À défaut d’un scénario haletant ou d’un duel titanesque en tête, ce Grand Prix du Japon 2025 aura surtout confirmé certaines lacunes persistantes dans le paddock. Entre stratégie figée, ambitions déçues et rythme de course endormi, on fait le point sur les tops et flops d’un week-end qui a peiné à tenir en haleine.

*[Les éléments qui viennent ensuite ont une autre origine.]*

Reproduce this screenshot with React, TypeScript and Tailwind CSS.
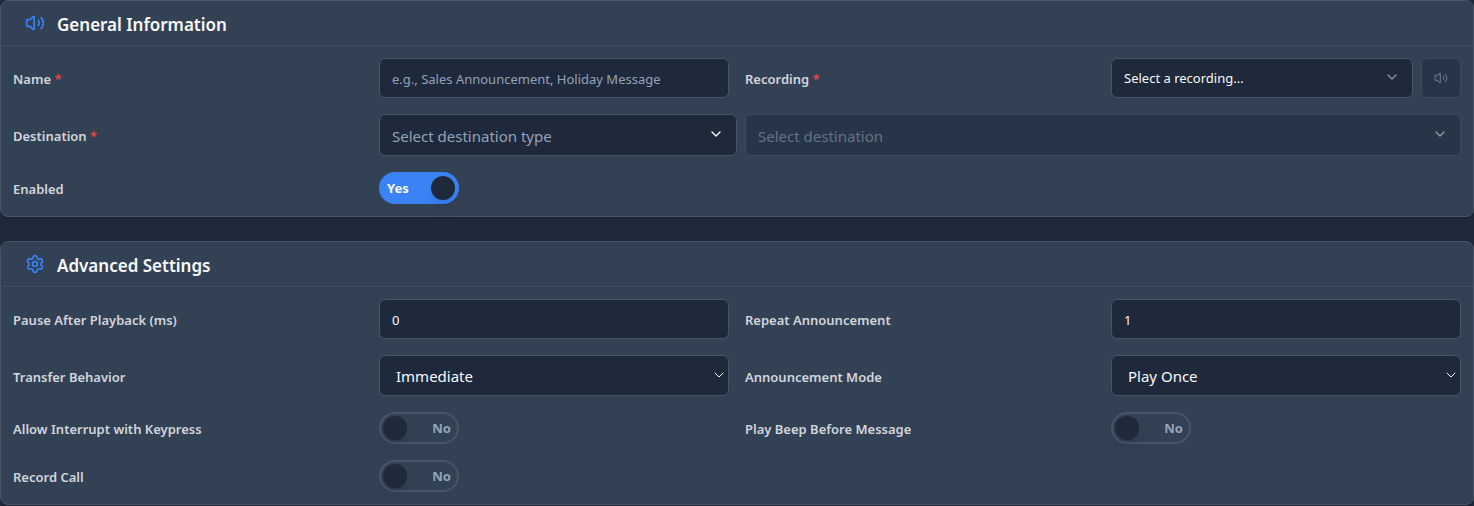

Top 1 – Hadjar débloque son compteur : premiers points et week-end maîtrisé
C’est une étape symbolique que vient de franchir Isack Hadjar à Suzuka. Pour son troisième week-end de Grand Prix seulement, le Français a ouvert son compteur en F1, décrochant une précieuse huitième place synonyme de premiers points… et de premiers frissons. Dans le rythme tout le week-end, le pilote Racing Bulls s’est illustré par sa régularité, son sang-froid et une stratégie parfaitement exécutée, dans un environnement qui n’a laissé aucun répit.

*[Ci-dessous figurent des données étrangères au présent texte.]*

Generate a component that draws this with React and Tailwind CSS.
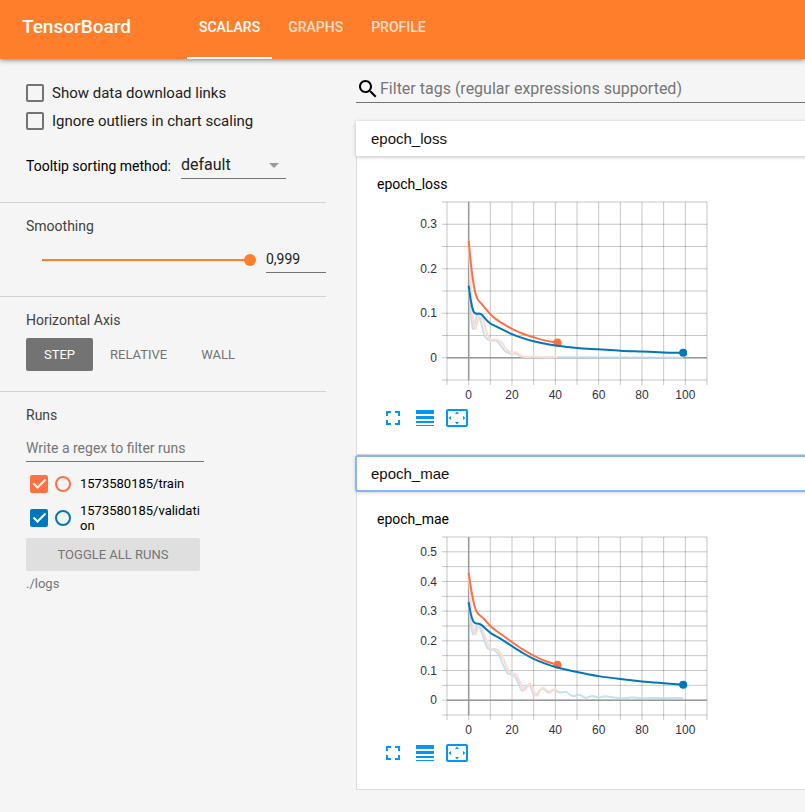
import { useState } from 'react';

const TRAIN = '#ff7043';
const VALIDATION = '#0077bb';

const runs = [
  { name: '1573580185/train', box: 'bg-[#ff7043]', ring: 'border-[#ff7043]' },
  { name: '1573580185/validation', box: 'bg-[#0077bb]', ring: 'border-[#0077bb]' },
];

const charts = [
  {
    tag: 'epoch_loss',
    min: -0.05,
    max: 0.35,
    labels: ['0.3', '0.2', '0.1', '0'],
    train: [[0, 0.262], [1, 0.213], [2, 0.174], [3, 0.147], [4, 0.133], [5, 0.126], [7, 0.115], [10, 0.098], [12, 0.089], [15, 0.079], [20, 0.065], [25, 0.054], [30, 0.046], [35, 0.039], [41, 0.034]],
    validation: [[0, 0.162], [1, 0.128], [2, 0.107], [3, 0.1], [5, 0.099], [6, 0.097], [8, 0.086], [10, 0.077], [15, 0.065], [20, 0.053], [25, 0.044], [30, 0.037], [35, 0.032], [41, 0.027], [50, 0.022], [60, 0.019], [70, 0.016], [80, 0.014], [90, 0.012], [99, 0.011]],
    rawTrain: [[0, 0.262], [1, 0.16], [2, 0.09], [3, 0.065], [4, 0.08], [5, 0.097], [6, 0.092], [7, 0.08], [8, 0.062], [9, 0.048], [10, 0.041], [13, 0.041], [15, 0.036], [17, 0.022], [19, 0.012], [22, 0.012], [24, 0.005], [26, 0.002], [30, 0.003], [35, 0.001], [41, 0.002]],
    rawValidation: [[0, 0.162], [1, 0.1], [2, 0.065], [3, 0.08], [4, 0.097], [5, 0.092], [6, 0.074], [7, 0.055], [8, 0.044], [10, 0.039], [13, 0.038], [15, 0.026], [17, 0.014], [19, 0.01], [22, 0.009], [24, 0.003], [28, 0.001], [40, 0.001], [99, 0]],
  },
  {
    tag: 'epoch_mae',
    focused: true,
    min: -0.05,
    max: 0.55,
    labels: ['0.5', '0.4', '0.3', '0.2', '0.1', '0'],
    train: [[0, 0.43], [1, 0.38], [2, 0.34], [3, 0.31], [4, 0.295], [5, 0.287], [7, 0.275], [10, 0.25], [12, 0.238], [15, 0.222], [20, 0.196], [25, 0.171], [30, 0.15], [35, 0.133], [41, 0.119]],
    validation: [[0, 0.33], [1, 0.29], [2, 0.268], [3, 0.26], [5, 0.257], [6, 0.253], [8, 0.24], [10, 0.227], [15, 0.206], [20, 0.182], [25, 0.159], [30, 0.139], [35, 0.124], [41, 0.11], [50, 0.095], [60, 0.081], [70, 0.071], [80, 0.063], [90, 0.057], [99, 0.052]],
    rawTrain: [[0, 0.43], [1, 0.32], [2, 0.25], [3, 0.222], [4, 0.238], [5, 0.255], [6, 0.245], [8, 0.205], [10, 0.175], [12, 0.173], [14, 0.165], [16, 0.14], [18, 0.105], [20, 0.09], [22, 0.086], [24, 0.055], [26, 0.034], [28, 0.054], [29, 0.052], [30, 0.034], [31, 0.016], [32, 0.019], [34, 0.042], [36, 0.034], [38, 0.027], [39.5, 0.037], [41, 0.033]],
    rawValidation: [[0, 0.33], [1, 0.26], [2, 0.222], [3, 0.235], [4, 0.252], [5, 0.248], [6, 0.228], [8, 0.186], [9, 0.174], [12, 0.168], [14, 0.152], [16, 0.118], [18, 0.09], [20, 0.088], [22, 0.072], [24, 0.038], [25, 0.032], [27, 0.05], [28.5, 0.046], [30, 0.018], [31.5, 0.02], [33, 0.034], [34.5, 0.038], [37, 0.025], [39, 0.035], [42, 0.026], [45, 0.028], [48, 0.014], [51, 0.018], [54, 0.008], [57, 0.014], [60, 0.009], [63, 0.013], [67, 0.009], [71, 0.006], [75, 0.009], [79, 0.007], [85, 0.007], [99, 0.007]],
  },
];

const tools = [
  {
    label: 'Toggle full size',
    d: 'M7 14H5v5h5v-2H7v-3zm-2-4h2V7h3V5H5v5zm12 7h-3v2h5v-5h-2v3zM14 5v2h3v3h2V5h-5z',
  },
  {
    label: 'Toggle y-axis log scale',
    d: 'M3 17h18v-2H3v2zm0 3h18v-1H3v1zm0-7h18v-3H3v3zm0-9v4h18V4H3z',
  },
  {
    label: 'Fit domain to data',
    d: 'M12.01 5.5L10 8h4l-1.99-2.5zM18 10v4l2.5-1.99L18 10zM6 10l-2.5 2.01L6 14v-4zm8 6h-4l2.01 2.5L14 16zm7-13H3c-1.1 0-2 .9-2 2v14c0 1.1.9 2 2 2h18c1.1 0 2-.9 2-2V5c0-1.1-.9-2-2-2zm0 16.01H3V4.99h18v14.02z',
  },
];

// plot box inside the chart svg
const LEFT = 70;
const RIGHT = 330;
const TOP = 6;
const BOTTOM = 184;

const scaleX = (v) => LEFT + ((v + 10) / 120) * (RIGHT - LEFT);

// Catmull-Rom through the points, written as cubic beziers
function toPath(points) {
  let d = `M${points[0][0]} ${points[0][1]}`;
  for (let i = 0; i < points.length - 1; i++) {
    const p0 = points[i - 1] || points[i];
    const p1 = points[i];
    const p2 = points[i + 1];
    const p3 = points[i + 2] || p2;
    const w = p2[0] - p1[0];
    const s1 = (p2[1] - p0[1]) / (p2[0] - p0[0]);
    const s2 = (p3[1] - p1[1]) / (p3[0] - p1[0]);
    d += `C${p1[0] + w / 3} ${p1[1] + (s1 * w) / 3} ${p2[0] - w / 3} ${p2[1] - (s2 * w) / 3} ${p2[0]} ${p2[1]}`;
  }
  return d;
}

function LineChart({ chart }) {
  const scaleY = (v) => BOTTOM - ((v - chart.min) / (chart.max - chart.min)) * (BOTTOM - TOP);
  const line = (data) => toPath(data.map(([x, y]) => [scaleX(x), scaleY(y)]));
  const rows = Math.round((chart.max - chart.min) / 0.05);
  const end = (data) => data[data.length - 1];
  const trainEnd = end(chart.train);
  const validationEnd = end(chart.validation);

  return (
    <svg width="340" height="208" viewBox="0 0 340 208" role="img" aria-label={chart.tag} className="block">
      <g stroke="#000" strokeOpacity="0.22">
        {Array.from({ length: 13 }, (_, i) => scaleX(i * 10 - 10)).map((x) => (
          <line key={x} x1={x} x2={x} y1={TOP} y2={BOTTOM + 5} />
        ))}
        {Array.from({ length: rows + 1 }, (_, i) => scaleY(chart.min + i * 0.05)).map((y) => (
          <line key={y} x1={LEFT - 5} x2={RIGHT} y1={y} y2={y} />
        ))}
      </g>
      <g stroke="#999" strokeWidth="1.5">
        <line x1={scaleX(0)} x2={scaleX(0)} y1={TOP} y2={BOTTOM} />
        <line x1={LEFT} x2={RIGHT} y1={scaleY(0)} y2={scaleY(0)} />
      </g>
      <g fill="none" strokeWidth="2">
        <path d={line(chart.rawValidation)} stroke="#bfdeef" strokeOpacity="0.9" />
        <path d={line(chart.rawTrain)} stroke="#ffdbd0" />
        <path d={line(chart.train)} stroke={TRAIN} />
      </g>
      <circle cx={scaleX(trainEnd[0])} cy={scaleY(trainEnd[1])} r="4" fill={TRAIN} />
      <path d={line(chart.validation)} fill="none" stroke={VALIDATION} strokeWidth="2" />
      <circle cx={scaleX(validationEnd[0])} cy={scaleY(validationEnd[1])} r="4" fill={VALIDATION} />
      <g className="font-['Liberation_Sans',sans-serif] text-[12px]" fill="#32313f">
        {chart.labels.map((label) => (
          <text key={label} x="60" y={scaleY(Number(label)) + 4} textAnchor="end">
            {label}
          </text>
        ))}
        {[0, 20, 40, 60, 80, 100].map((v) => (
          <text key={v} x={scaleX(v)} y="203" textAnchor="middle">
            {v}
          </text>
        ))}
      </g>
    </svg>
  );
}

function Checkbox({ label }) {
  return (
    <label className="flex h-[18px] items-center gap-2 text-[15px] text-[#212121]">
      <input
        type="checkbox"
        className="size-[18px] shrink-0 appearance-none rounded-xs border-2 border-[#737373]"
      />
      {label}
    </label>
  );
}

function Run({ run, active, onToggle }) {
  return (
    <div className="flex min-h-[34px] items-center pl-1">
      <span className="relative mr-[7px] size-[18px] shrink-0">
        <input
          type="checkbox"
          id={run.name}
          checked={active}
          onChange={onToggle}
          className={`block size-[18px] appearance-none rounded-xs ${run.box}`}
        />
        <svg
          viewBox="0 0 18 18"
          fill="none"
          stroke="#fff"
          strokeWidth="2"
          className="pointer-events-none absolute inset-0"
        >
          <path d="M3.5 8.5l4 4L15.5 4.5" />
        </svg>
      </span>
      <input
        type="radio"
        name="isolate"
        aria-label={`Isolate ${run.name}`}
        className={`mr-[9px] size-4 shrink-0 appearance-none rounded-full border-2 ${run.ring}`}
      />
      <label htmlFor={run.name} className="w-[121px] pb-px text-[13px] leading-[15px] break-all text-black">
        {run.name}
      </label>
    </div>
  );
}

function Category({ chart }) {
  return (
    <section className="mb-px">
      <button
        className={`relative block h-[35px] w-full bg-white pt-px pl-[15px] text-left font-['Liberation_Sans',sans-serif] text-[15px] text-[#111] shadow-[0_1px_4px_rgba(0,0,0,0.25)] ${
          chart.focused ? 'rounded-xs outline-2 -outline-offset-1 outline-[#8ab4f8]' : ''
        }`}
      >
        {chart.tag}
      </button>
      <div className="h-[299px] border-b border-l border-[#dcdcdc] bg-white pt-[18px] pl-5">
        <h3 className="mb-[2px] text-sm text-black">{chart.tag}</h3>
        <LineChart chart={chart} />
        <div className="mt-[2px] flex gap-2 pl-1">
          {tools.map((tool) => (
            <button key={tool.label} aria-label={tool.label} className="size-6">
              <svg viewBox="0 0 24 24" fill="#0396f3" className="size-6">
                <path d={tool.d} />
              </svg>
            </button>
          ))}
        </div>
      </div>
    </section>
  );
}

export default function App() {
  const [active, setActive] = useState([true, true]);
  const [smoothing, setSmoothing] = useState(0.999);
  const [axis, setAxis] = useState('STEP');

  const toggle = (i) => setActive(active.map((on, j) => (i === j ? !on : on)));

  return (
    <div className="flex min-h-screen flex-col overflow-x-hidden bg-[#f5f5f5] font-[Roboto,sans-serif]">
      <header className="relative z-10 flex h-[59px] items-stretch bg-[#ff7e2b] pl-[22px] text-white shadow-[0_1px_5px_rgba(0,0,0,0.5)]">
        <h1 className="w-[165px] pt-[13px] text-[19px] leading-7 font-medium">TensorBoard</h1>
        <nav className="flex gap-1 text-sm font-medium">
          <a href="#scalars" className="border-b-2 border-white px-3 pt-[17px]">
            SCALARS
          </a>
          <a href="#graphs" className="px-3 pt-[17px] text-white/75">
            GRAPHS
          </a>
          <a href="#profile" className="px-3 pt-[17px] text-white/75">
            PROFILE
          </a>
        </nav>
      </header>

      <div className="flex flex-1">
        <aside className="w-[326px] shrink-0">
          <div className="flex h-36 flex-col gap-[10px] border-b border-[#d2d2d2] pt-[25px] pl-[26px]">
            <Checkbox label="Show data download links" />
            <Checkbox label="Ignore outliers in chart scaling" />
            <div className="mt-3 flex items-center text-sm text-black">
              <label htmlFor="sorting" className="mr-[10px]">
                Tooltip sorting method:
              </label>
              <span className="relative">
                <select
                  id="sorting"
                  className="h-[27px] w-[105px] appearance-none border-b border-[#737373] text-base text-[#212121]"
                >
                  <option>default</option>
                </select>
                <svg
                  viewBox="0 0 10 5"
                  fill="#9a9a9a"
                  className="pointer-events-none absolute top-[11px] right-[7px] h-[5px] w-[10px]"
                >
                  <path d="M0 0h10L5 5z" />
                </svg>
              </span>
            </div>
          </div>

          <div className="h-[94px] border-b border-[#d2d2d2] pt-[13px] pl-[26px] text-sm text-[#424242]">
            <label htmlFor="smoothing">Smoothing</label>
            <div className="mt-[11px] flex items-center pl-4">
              <input
                id="smoothing"
                type="range"
                min="0"
                max="0.999"
                step="0.001"
                value={smoothing}
                onChange={(e) => setSmoothing(Number(e.target.value))}
                className="h-3 min-w-0 flex-1 appearance-none bg-transparent [&::-webkit-slider-runnable-track]:h-[2px] [&::-webkit-slider-runnable-track]:bg-[#ff7e2b] [&::-webkit-slider-thumb]:-mt-[5px] [&::-webkit-slider-thumb]:size-3 [&::-webkit-slider-thumb]:appearance-none [&::-webkit-slider-thumb]:rounded-full [&::-webkit-slider-thumb]:bg-[#ff7e2b]"
              />
              <input
                type="text"
                aria-label="Smoothing value"
                value={String(smoothing).replace('.', ',')}
                readOnly
                className="ml-[10px] h-[26px] w-[60px] border-b border-[#737373] pb-px text-[#212121]"
              />
            </div>
          </div>

          <div className="h-[95px] border-b border-[#d2d2d2] pt-[13px] pl-[26px] text-[#424242]">
            <h2 className="text-sm">Horizontal Axis</h2>
            <div className="mt-2 flex text-[13px]">
              {['STEP', 'RELATIVE', 'WALL'].map((name) => (
                <button
                  key={name}
                  onClick={() => setAxis(name)}
                  className={`h-[33px] rounded-xs px-[17px] first:px-[18px] ${
                    axis === name ? 'bg-[#737373] text-white' : 'text-[#737373]'
                  }`}
                >
                  {name}
                </button>
              ))}
            </div>
          </div>

          <div className="pt-[13px] pl-[26px]">
            <h2 className="text-sm text-[#424242]">Runs</h2>
            <input
              type="text"
              aria-label="Filter runs"
              placeholder="Write a regex to filter runs"
              className="mt-[10px] mb-[5px] block h-[27px] w-[178px] border-b border-[#737373] text-sm placeholder:text-[#757575]"
            />
            {runs.map((run, i) => (
              <Run key={run.name} run={run} active={active[i]} onToggle={() => toggle(i)} />
            ))}
            <button
              onClick={() => setActive(active.map((on) => !on))}
              className="mt-[3px] block h-[33px] w-[174px] rounded-xs bg-[#dfdfdf] text-[13px] text-[#757575]"
            >
              TOGGLE ALL RUNS
            </button>
            <div className="mt-[3px] text-[13px] text-[#757575]">./logs</div>
          </div>
        </aside>

        <main className="-mr-2 min-w-0 flex-1 pl-[30px]">
          <label className="mt-[15px] mb-[18px] flex h-[29px] items-center border-b border-[#737373] pt-px">
            <svg viewBox="0 0 24 24" className="size-6 shrink-0">
              <path d="M15.5 14h-.79l-.28-.27C15.41 12.59 16 11.11 16 9.5 16 5.91 13.09 3 9.5 3S3 5.91 3 9.5 5.91 16 9.5 16c1.61 0 3.09-.59 4.23-1.57l.27.28v.79l5 4.99L20.49 19l-4.99-5zm-6 0C7.01 14 5 11.99 5 9.5S7.01 5 9.5 5 14 7.01 14 9.5 11.99 14 9.5 14z" />
            </svg>
            <input
              type="text"
              aria-label="Filter tags"
              placeholder="Filter tags (regular expressions supported)"
              className="min-w-0 flex-1 text-base placeholder:text-[#757575]"
            />
          </label>
          {charts.map((chart) => (
            <Category key={chart.tag} chart={chart} />
          ))}
        </main>
      </div>
    </div>
  );
}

Le contexte rend la performance encore plus significative : Suzuka est un circuit redoutable, rapide et exigeant, où l’erreur ne pardonne pas. Hadjar n’a pas tremblé, que ce soit au départ face à Hamilton, ou dans sa gestion du trafic et des pneus. S’il a laissé filer la Ferrari dès que le rythme a imposé une différence de catégorie, il a parfaitement contenu ses poursuivants directs, en particulier Alexander Albon, son rival du jour.
Mais Hadjar n’a pas seulement été solide : il a aussi été audacieux. L’image forte de son Grand Prix reste ce dépassement par l’extérieur sur l’autre pilote Williams Carlos Sainz, qui a impressionné par son audace et son timing. En interview, il avouait avoir eu une belle frayeur sur ce mouvement, preuve que l’instinct de course commence à prendre le dessus sur la prudence du débutant.
À l’arrivée, le Français s’est dit “très fatigué”, usé par les forces centrifuges d’un tracé aussi rapide que brutal pour la nuque, mais “heureux” d’avoir “réalisé un week-end parfait”. Cette huitième place vaut bien plus que quatre points : elle marque une entrée remarquée dans la cour des grands, et la première présence d’une Racing Bulls dans le top 10 un dimanche. Un signal fort pour l’avenir.
Top 2 – Verstappen, seul contre tous : victoire, records et résilience
Il y a des week-ends où Max Verstappen semble simplement inarrêtable. Et à Suzuka, au bout de 53 tours parfaitement maîtrisés, le triple champion du monde est allé chercher sa première victoire de la saison, mais surtout sa quatrième consécutive sur le circuit japonais, un record personnel inédit… et un nouveau chapitre de son histoire d’amour avec Honda, qui s’arrêtera à la fin de cette saison.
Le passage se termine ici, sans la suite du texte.